----- Data shown

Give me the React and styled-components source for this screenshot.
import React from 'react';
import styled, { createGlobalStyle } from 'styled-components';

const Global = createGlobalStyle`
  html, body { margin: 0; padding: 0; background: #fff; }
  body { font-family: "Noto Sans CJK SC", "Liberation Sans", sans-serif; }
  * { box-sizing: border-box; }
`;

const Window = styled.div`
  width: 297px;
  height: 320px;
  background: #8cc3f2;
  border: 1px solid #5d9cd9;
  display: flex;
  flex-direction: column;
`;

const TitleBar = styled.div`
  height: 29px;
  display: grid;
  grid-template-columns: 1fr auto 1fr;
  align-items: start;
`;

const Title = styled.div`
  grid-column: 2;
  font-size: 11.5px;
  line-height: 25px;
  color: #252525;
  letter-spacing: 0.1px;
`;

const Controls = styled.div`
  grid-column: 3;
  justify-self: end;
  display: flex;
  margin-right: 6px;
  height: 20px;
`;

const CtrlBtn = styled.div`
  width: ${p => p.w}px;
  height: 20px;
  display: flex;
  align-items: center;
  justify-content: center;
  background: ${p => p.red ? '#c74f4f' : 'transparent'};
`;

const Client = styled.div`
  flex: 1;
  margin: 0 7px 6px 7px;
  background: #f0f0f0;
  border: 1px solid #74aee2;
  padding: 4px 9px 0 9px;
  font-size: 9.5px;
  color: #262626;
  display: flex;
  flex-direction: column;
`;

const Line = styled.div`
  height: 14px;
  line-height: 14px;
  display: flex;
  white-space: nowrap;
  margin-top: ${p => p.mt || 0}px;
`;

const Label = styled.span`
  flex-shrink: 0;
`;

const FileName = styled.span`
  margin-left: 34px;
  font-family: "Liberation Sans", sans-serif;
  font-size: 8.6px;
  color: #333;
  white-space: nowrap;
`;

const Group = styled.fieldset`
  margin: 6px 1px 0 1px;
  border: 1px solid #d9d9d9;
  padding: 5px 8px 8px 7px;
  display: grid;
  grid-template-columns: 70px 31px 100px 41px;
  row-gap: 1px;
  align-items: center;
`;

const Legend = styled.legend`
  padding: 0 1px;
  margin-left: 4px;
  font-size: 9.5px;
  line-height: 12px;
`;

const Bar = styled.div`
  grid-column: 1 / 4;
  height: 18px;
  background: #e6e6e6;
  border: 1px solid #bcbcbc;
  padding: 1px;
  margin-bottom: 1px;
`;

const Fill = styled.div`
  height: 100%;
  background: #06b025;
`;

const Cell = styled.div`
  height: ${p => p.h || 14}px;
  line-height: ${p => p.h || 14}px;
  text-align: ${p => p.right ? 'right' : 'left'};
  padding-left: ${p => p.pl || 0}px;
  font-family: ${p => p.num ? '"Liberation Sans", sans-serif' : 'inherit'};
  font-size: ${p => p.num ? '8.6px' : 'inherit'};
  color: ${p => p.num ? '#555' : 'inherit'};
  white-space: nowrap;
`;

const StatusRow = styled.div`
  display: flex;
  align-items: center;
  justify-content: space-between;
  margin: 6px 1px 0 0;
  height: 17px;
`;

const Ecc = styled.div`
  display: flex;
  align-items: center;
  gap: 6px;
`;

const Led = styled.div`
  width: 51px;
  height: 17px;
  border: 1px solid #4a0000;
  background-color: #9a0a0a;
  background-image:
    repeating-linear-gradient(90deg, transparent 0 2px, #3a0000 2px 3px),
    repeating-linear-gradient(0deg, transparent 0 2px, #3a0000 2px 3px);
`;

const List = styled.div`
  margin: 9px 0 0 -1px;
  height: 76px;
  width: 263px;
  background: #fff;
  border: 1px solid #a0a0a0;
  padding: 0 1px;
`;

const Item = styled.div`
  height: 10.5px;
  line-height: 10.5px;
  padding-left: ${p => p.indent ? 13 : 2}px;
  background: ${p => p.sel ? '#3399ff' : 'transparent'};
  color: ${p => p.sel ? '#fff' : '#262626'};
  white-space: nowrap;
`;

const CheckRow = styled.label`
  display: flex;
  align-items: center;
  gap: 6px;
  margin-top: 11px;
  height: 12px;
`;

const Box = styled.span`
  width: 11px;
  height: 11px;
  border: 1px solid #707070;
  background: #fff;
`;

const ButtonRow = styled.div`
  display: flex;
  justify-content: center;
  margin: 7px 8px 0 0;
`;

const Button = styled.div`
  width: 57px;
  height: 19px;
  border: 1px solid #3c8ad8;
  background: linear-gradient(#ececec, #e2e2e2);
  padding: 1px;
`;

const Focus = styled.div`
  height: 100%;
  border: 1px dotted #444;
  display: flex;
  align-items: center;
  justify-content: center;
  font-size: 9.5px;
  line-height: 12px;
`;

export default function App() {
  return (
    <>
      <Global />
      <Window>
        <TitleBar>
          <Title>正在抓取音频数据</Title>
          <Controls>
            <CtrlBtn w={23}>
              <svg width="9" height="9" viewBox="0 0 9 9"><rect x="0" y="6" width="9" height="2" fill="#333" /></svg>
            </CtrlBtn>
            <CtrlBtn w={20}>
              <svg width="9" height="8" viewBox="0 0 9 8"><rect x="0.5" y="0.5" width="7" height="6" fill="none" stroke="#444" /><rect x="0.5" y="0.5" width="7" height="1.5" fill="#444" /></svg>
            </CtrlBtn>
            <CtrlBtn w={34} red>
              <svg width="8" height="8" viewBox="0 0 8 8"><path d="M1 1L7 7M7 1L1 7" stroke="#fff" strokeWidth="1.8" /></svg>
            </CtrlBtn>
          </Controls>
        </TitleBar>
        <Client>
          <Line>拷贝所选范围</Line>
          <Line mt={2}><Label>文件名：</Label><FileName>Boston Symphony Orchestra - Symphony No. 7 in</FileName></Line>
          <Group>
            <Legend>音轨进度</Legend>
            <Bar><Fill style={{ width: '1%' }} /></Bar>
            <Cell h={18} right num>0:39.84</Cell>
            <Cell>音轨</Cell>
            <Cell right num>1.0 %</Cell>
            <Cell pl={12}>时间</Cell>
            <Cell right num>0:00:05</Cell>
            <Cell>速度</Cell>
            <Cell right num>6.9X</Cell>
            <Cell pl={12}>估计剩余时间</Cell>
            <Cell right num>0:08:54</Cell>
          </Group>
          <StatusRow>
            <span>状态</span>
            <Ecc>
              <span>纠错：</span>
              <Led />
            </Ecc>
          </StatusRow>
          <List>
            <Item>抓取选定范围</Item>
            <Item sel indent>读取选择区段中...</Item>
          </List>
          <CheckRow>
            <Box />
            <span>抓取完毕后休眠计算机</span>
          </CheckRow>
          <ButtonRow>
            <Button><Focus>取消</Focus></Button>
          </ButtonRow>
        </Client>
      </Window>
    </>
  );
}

----------

*Given instruction:*
Return the full listing, character for character.

*Finished exercise:*
Give me the React and styled-components source for this screenshot.
import React from 'react';
import styled, { createGlobalStyle } from 'styled-components';

const Global = createGlobalStyle`
  html, body { margin: 0; padding: 0; background: #fff; }
  body { font-family: "Noto Sans CJK SC", "Liberation Sans", sans-serif; }
  * { box-sizing: border-box; }
`;

const Window = styled.div`
  width: 297px;
  height: 320px;
  background: #8cc3f2;
  border: 1px solid #5d9cd9;
  display: flex;
  flex-direction: column;
`;

const TitleBar = styled.div`
  height: 29px;
  display: grid;
  grid-template-columns: 1fr auto 1fr;
  align-items: start;
`;

const Title = styled.div`
  grid-column: 2;
  font-size: 11.5px;
  line-height: 25px;
  color: #252525;
  letter-spacing: 0.1px;
`;

const Controls = styled.div`
  grid-column: 3;
  justify-self: end;
  display: flex;
  margin-right: 6px;
  height: 20px;
`;

const CtrlBtn = styled.div`
  width: ${p => p.w}px;
  height: 20px;
  display: flex;
  align-items: center;
  justify-content: center;
  background: ${p => p.red ? '#c74f4f' : 'transparent'};
`;

const Client = styled.div`
  flex: 1;
  margin: 0 7px 6px 7px;
  background: #f0f0f0;
  border: 1px solid #74aee2;
  padding: 4px 9px 0 9px;
  font-size: 9.5px;
  color: #262626;
  display: flex;
  flex-direction: column;
`;

const Line = styled.div`
  height: 14px;
  line-height: 14px;
  display: flex;
  white-space: nowrap;
  margin-top: ${p => p.mt || 0}px;
`;

const Label = styled.span`
  flex-shrink: 0;
`;

const FileName = styled.span`
  margin-left: 34px;
  font-family: "Liberation Sans", sans-serif;
  font-size: 8.6px;
  color: #333;
  white-space: nowrap;
`;

const Group = styled.fieldset`
  margin: 6px 1px 0 1px;
  border: 1px solid #d9d9d9;
  padding: 5px 8px 8px 7px;
  display: grid;
  grid-template-columns: 70px 31px 100px 41px;
  row-gap: 1px;
  align-items: center;
`;

const Legend = styled.legend`
  padding: 0 1px;
  margin-left: 4px;
  font-size: 9.5px;
  line-height: 12px;
`;

const Bar = styled.div`
  grid-column: 1 / 4;
  height: 18px;
  background: #e6e6e6;
  border: 1px solid #bcbcbc;
  padding: 1px;
  margin-bottom: 1px;
`;

const Fill = styled.div`
  height: 100%;
  background: #06b025;
`;

const Cell = styled.div`
  height: ${p => p.h || 14}px;
  line-height: ${p => p.h || 14}px;
  text-align: ${p => p.right ? 'right' : 'left'};
  padding-left: ${p => p.pl || 0}px;
  font-family: ${p => p.num ? '"Liberation Sans", sans-serif' : 'inherit'};
  font-size: ${p => p.num ? '8.6px' : 'inherit'};
  color: ${p => p.num ? '#555' : 'inherit'};
  white-space: nowrap;
`;

const StatusRow = styled.div`
  display: flex;
  align-items: center;
  justify-content: space-between;
  margin: 6px 1px 0 0;
  height: 17px;
`;

const Ecc = styled.div`
  display: flex;
  align-items: center;
  gap: 6px;
`;

const Led = styled.div`
  width: 51px;
  height: 17px;
  border: 1px solid #4a0000;
  background-color: #9a0a0a;
  background-image:
    repeating-linear-gradient(90deg, transparent 0 2px, #3a0000 2px 3px),
    repeating-linear-gradient(0deg, transparent 0 2px, #3a0000 2px 3px);
`;

const List = styled.div`
  margin: 9px 0 0 -1px;
  height: 76px;
  width: 263px;
  background: #fff;
  border: 1px solid #a0a0a0;
  padding: 0 1px;
`;

const Item = styled.div`
  height: 10.5px;
  line-height: 10.5px;
  padding-left: ${p => p.indent ? 13 : 2}px;
  background: ${p => p.sel ? '#3399ff' : 'transparent'};
  color: ${p => p.sel ? '#fff' : '#262626'};
  white-space: nowrap;
`;

const CheckRow = styled.label`
  display: flex;
  align-items: center;
  gap: 6px;
  margin-top: 11px;
  height: 12px;
`;

const Box = styled.span`
  width: 11px;
  height: 11px;
  border: 1px solid #707070;
  background: #fff;
`;

const ButtonRow = styled.div`
  display: flex;
  justify-content: center;
  margin: 7px 8px 0 0;
`;

const Button = styled.div`
  width: 57px;
  height: 19px;
  border: 1px solid #3c8ad8;
  background: linear-gradient(#ececec, #e2e2e2);
  padding: 1px;
`;

const Focus = styled.div`
  height: 100%;
  border: 1px dotted #444;
  display: flex;
  align-items: center;
  justify-content: center;
  font-size: 9.5px;
  line-height: 12px;
`;

export default function App() {
  return (
    <>
      <Global />
      <Window>
        <TitleBar>
          <Title>正在抓取音频数据</Title>
          <Controls>
            <CtrlBtn w={23}>
              <svg width="9" height="9" viewBox="0 0 9 9"><rect x="0" y="6" width="9" height="2" fill="#333" /></svg>
            </CtrlBtn>
            <CtrlBtn w={20}>
              <svg width="9" height="8" viewBox="0 0 9 8"><rect x="0.5" y="0.5" width="7" height="6" fill="none" stroke="#444" /><rect x="0.5" y="0.5" width="7" height="1.5" fill="#444" /></svg>
            </CtrlBtn>
            <CtrlBtn w={34} red>
              <svg width="8" height="8" viewBox="0 0 8 8"><path d="M1 1L7 7M7 1L1 7" stroke="#fff" strokeWidth="1.8" /></svg>
            </CtrlBtn>
          </Controls>
        </TitleBar>
        <Client>
          <Line>拷贝所选范围</Line>
          <Line mt={2}><Label>文件名：</Label><FileName>Boston Symphony Orchestra - Symphony No. 7 in</FileName></Line>
          <Group>
            <Legend>音轨进度</Legend>
            <Bar><Fill style={{ width: '1%' }} /></Bar>
            <Cell h={18} right num>0:39.84</Cell>
            <Cell>音轨</Cell>
            <Cell right num>1.0 %</Cell>
            <Cell pl={12}>时间</Cell>
            <Cell right num>0:00:05</Cell>
            <Cell>速度</Cell>
            <Cell right num>6.9X</Cell>
            <Cell pl={12}>估计剩余时间</Cell>
            <Cell right num>0:08:54</Cell>
          </Group>
          <StatusRow>
            <span>状态</span>
            <Ecc>
              <span>纠错：</span>
              <Led />
            </Ecc>
          </StatusRow>
          <List>
            <Item>抓取选定范围</Item>
            <Item sel indent>读取选择区段中...</Item>
          </List>
          <CheckRow>
            <Box />
            <span>抓取完毕后休眠计算机</span>
          </CheckRow>
          <ButtonRow>
            <Button><Focus>取消</Focus></Button>
          </ButtonRow>
        </Client>
      </Window>
    </>
  );
}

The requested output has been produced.